21 February 2017Insurance

Low losses and stronger balance sheets protect marine P&I Clubs

Marine protection and indemnity (P&I) insurers have strengthened their balance sheets in the past 12 months and benefited from low loss experience, leading S&P Global Ratings to take positive rating actions, including upgrading three insurers.

In a report titled 'Marine P&I Clubs' Strengthened Creditworthiness Is Unthreatened By Pricing Pressures', S&P said that the market faces pricing pressures from members in straitened circumstances. As a consequence, the ratings agency expects to see premiums fall in the coming 2017/18 financial year for mutual insurance associations providing risk pooling, information and representation for its members.

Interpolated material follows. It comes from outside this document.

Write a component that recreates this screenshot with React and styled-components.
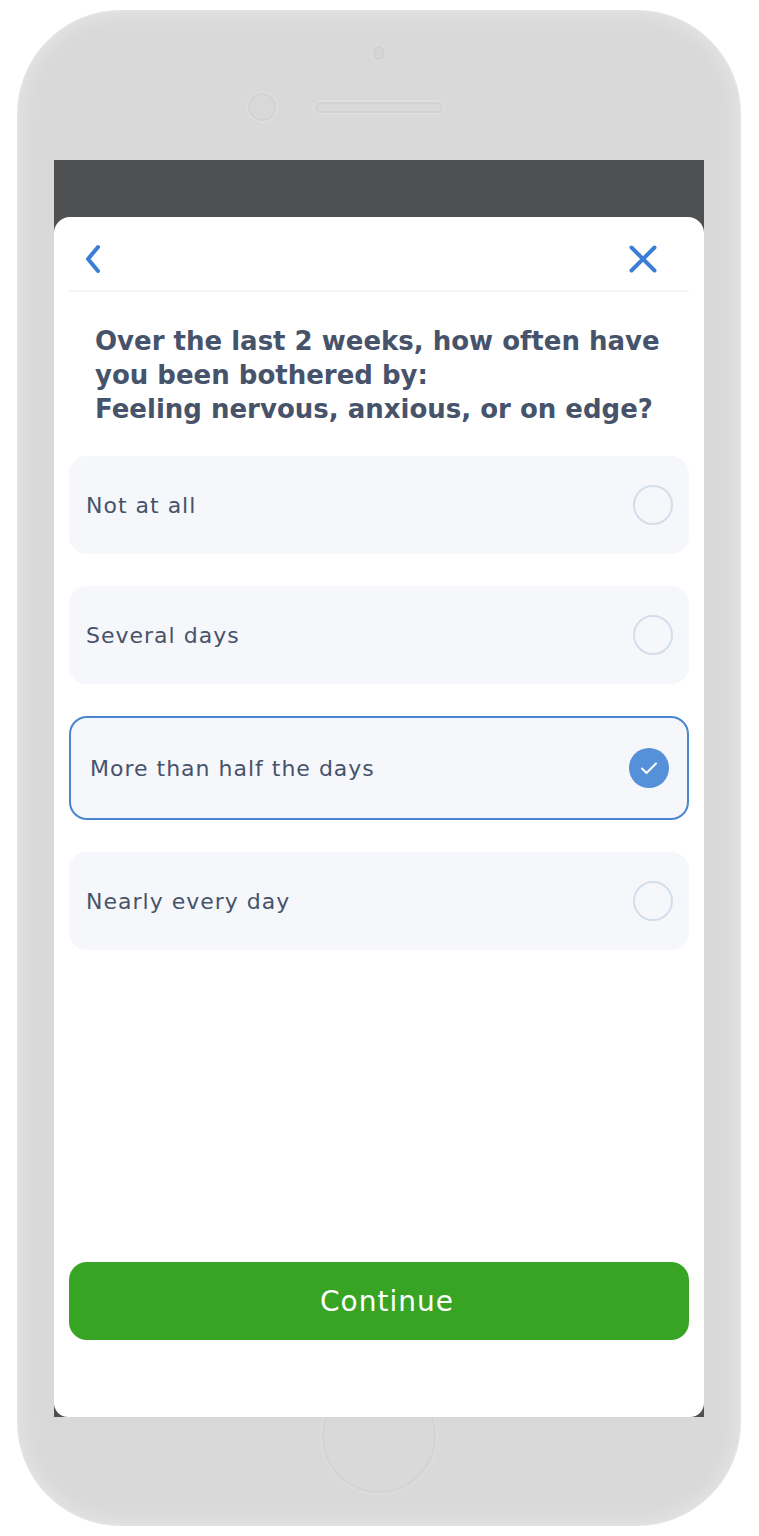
import React, { useState } from "react";
import styled, { createGlobalStyle } from "styled-components";

const GlobalStyle = createGlobalStyle`
  html, body {
    margin: 0;
    padding: 0;
    background: #ffffff;
  }
  body {
    font-family: "DejaVu Sans", "Open Sans", sans-serif;
  }
  * {
    box-sizing: border-box;
  }
`;

const options = [
  "Not at all",
  "Several days",
  "More than half the days",
  "Nearly every day",
];

function Chevron() {
  return (
    <svg width="20" height="30" viewBox="0 0 20 30" fill="none">
      <path
        d="M15 3 L5 15 L15 27"
        stroke="#3a7fd5"
        strokeWidth="4"
        strokeLinecap="round"
        strokeLinejoin="round"
      />
    </svg>
  );
}

function Cross() {
  return (
    <svg width="30" height="30" viewBox="0 0 30 30" fill="none">
      <path
        d="M3.5 3.5 L26.5 26.5 M26.5 3.5 L3.5 26.5"
        stroke="#3a7fd5"
        strokeWidth="4"
        strokeLinecap="round"
      />
    </svg>
  );
}

function Check() {
  return (
    <svg width="18" height="14" viewBox="0 0 18 14" fill="none">
      <path
        d="M2 7.5 L6.5 12 L16 2.5"
        stroke="#ffffff"
        strokeWidth="2"
        strokeLinecap="round"
        strokeLinejoin="round"
      />
    </svg>
  );
}

function App() {
  const [selected, setSelected] = useState(2);

  return (
    <>
      <GlobalStyle />
      <Page>
        <Phone>
          <TopBezel>
            <Sensor />
            <EarRow>
              <FrontCamera />
              <Speaker />
              <span />
            </EarRow>
          </TopBezel>

          <Screen>
            <Sheet>
              <Header>
                <IconButton aria-label="Back">
                  <Chevron />
                </IconButton>
                <IconButton aria-label="Close">
                  <Cross />
                </IconButton>
              </Header>

              <Question>
                Over the last 2 weeks, how often have you been bothered by:
                <br />
                Feeling nervous, anxious, or on edge?
              </Question>

              <OptionList>
                {options.map((label, i) => (
                  <Option
                    key={label}
                    $active={selected === i}
                    onClick={() => setSelected(i)}
                  >
                    <OptionLabel>{label}</OptionLabel>
                    <Radio $active={selected === i}>
                      {selected === i && <Check />}
                    </Radio>
                  </Option>
                ))}
              </OptionList>

              <ContinueButton>Continue</ContinueButton>
            </Sheet>
          </Screen>

          <BottomBezel>
            <HomeButton />
          </BottomBezel>
        </Phone>
      </Page>
    </>
  );
}

export default App;

const Page = styled.div`
  padding: 10px 0 10px 17px;
`;

const Phone = styled.div`
  width: 724px;
  height: 1516px;
  border-radius: 104px;
  background: #d9d9d9;
  border: 2px solid #e3e3e3;
  box-shadow: inset 0 0 14px 6px #e1e1e1;
  display: flex;
  flex-direction: column;
  align-items: center;
  overflow: hidden;
`;

const TopBezel = styled.div`
  height: 148px;
  width: 100%;
  display: flex;
  flex-direction: column;
  align-items: center;
  padding-top: 34px;
`;

const Sensor = styled.div`
  width: 12px;
  height: 14px;
  border-radius: 50%;
  background: #d6d6d6;
  border: 2px solid #d0d0d0;
  box-shadow: 0 0 2px #e6e6e6;
`;

const EarRow = styled.div`
  margin-top: 33px;
  width: 100%;
  display: grid;
  grid-template-columns: 1fr auto 1fr;
  align-items: center;
`;

const FrontCamera = styled.div`
  justify-self: end;
  margin-right: 39px;
  width: 28px;
  height: 28px;
  border-radius: 50%;
  background: #d8d8d8;
  border: 2px solid #d2d2d2;
  box-shadow: 0 0 3px 1px #e2e2e2, inset 0 0 2px #e4e4e4;
`;

const Speaker = styled.div`
  width: 128px;
  height: 11px;
  border-radius: 6px;
  background: #d9d9d9;
  border: 2px solid #d2d2d2;
  box-shadow: 0 0 2px 1px #e3e3e3;
`;

const Screen = styled.div`
  width: 650px;
  height: 1257px;
  background: #4f5052;
  padding-top: 57px;
  position: relative;
  z-index: 1;
`;

const Sheet = styled.div`
  height: 100%;
  background: #ffffff;
  border-radius: 16px 16px 14px 14px;
  padding: 0 15px 77px;
  display: flex;
  flex-direction: column;
`;

const Header = styled.div`
  height: 75px;
  display: flex;
  align-items: center;
  justify-content: space-between;
  padding: 10px 31px 0 14px;
  border-bottom: 2px solid #f4f5f8;
`;

const IconButton = styled.button`
  border: none;
  background: none;
  padding: 0;
  display: flex;
  cursor: pointer;
`;

const Question = styled.h1`
  margin: 32px 0 0;
  padding: 0 22px 0 26px;
  font-family: "DejaVu Sans", "Open Sans", sans-serif;
  font-size: 26px;
  font-weight: 700;
  line-height: 34px;
  color: #46536b;
`;

const OptionList = styled.div`
  margin-top: 30px;
  display: flex;
  flex-direction: column;
  gap: 32px;
`;

const Option = styled.div`
  display: flex;
  align-items: center;
  justify-content: space-between;
  min-height: ${(p) => (p.$active ? "104px" : "98px")};
  padding: ${(p) => (p.$active ? "0 18px 0 19px" : "0 16px 0 17px")};
  border-radius: 18px;
  background: #f6f7fb;
  border: ${(p) => (p.$active ? "2px solid #4a86d0" : "none")};
  cursor: pointer;
`;

const OptionLabel = styled.span`
  font-size: 22px;
  font-weight: 400;
  letter-spacing: 1px;
  color: #46536b;
`;

const Radio = styled.span`
  width: 40px;
  height: 40px;
  border-radius: 50%;
  display: flex;
  align-items: center;
  justify-content: center;
  background: ${(p) => (p.$active ? "#5590d8" : "transparent")};
  border: ${(p) => (p.$active ? "none" : "2px solid #d3deea")};
`;

const ContinueButton = styled.button`
  margin-top: auto;
  height: 78px;
  width: 100%;
  border: none;
  border-radius: 18px;
  background: #38a424;
  color: #ffffff;
  font-family: "DejaVu Sans", "Open Sans", sans-serif;
  font-size: 28px;
  font-weight: 400;
  letter-spacing: 1px;
  padding-left: 22px;
  cursor: pointer;
`;

const BottomBezel = styled.div`
  flex: 1;
  width: 100%;
  display: flex;
  justify-content: center;
`;

const HomeButton = styled.div`
  margin-top: -38px;
  width: 114px;
  height: 114px;
  border-radius: 50%;
  border: 2px solid #d3d3d3;
  box-shadow: 0 0 3px 1px #e0e0e0;
`;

Nevertheless, S&P considers that while technical profitability may be thinner, pressure will primarily be on clubs' earnings rather than their capital bases. S&P does not expect any rating actions, positive or negative, over 2017/18.

"The improved performance of the International group of marine P&I insurers reflects lower claims," said S&P Global Ratings analyst Mark Nicholson.

"Smaller, attritional claims have declined in frequency, and there have also been fewer large claims in recent years, although these are inherently volatile in both number and size."

Despite the challenge to ongoing earnings, S&P Global Ratings does not expect the capital bases that the clubs have built up in recent years to be significantly eroded over 2017-2019. With falling premiums, capitalization could even strengthen relative to clubs' needs under the agency’s model.

"Prospects for higher ratings remain limited, however," said Nicholson.

"Many of the ratings on smaller clubs are restricted by the absolute size of their capital bases, the volatility of their results, which we expect to continue, and their relative lack of market power, as opposed to their solvency position."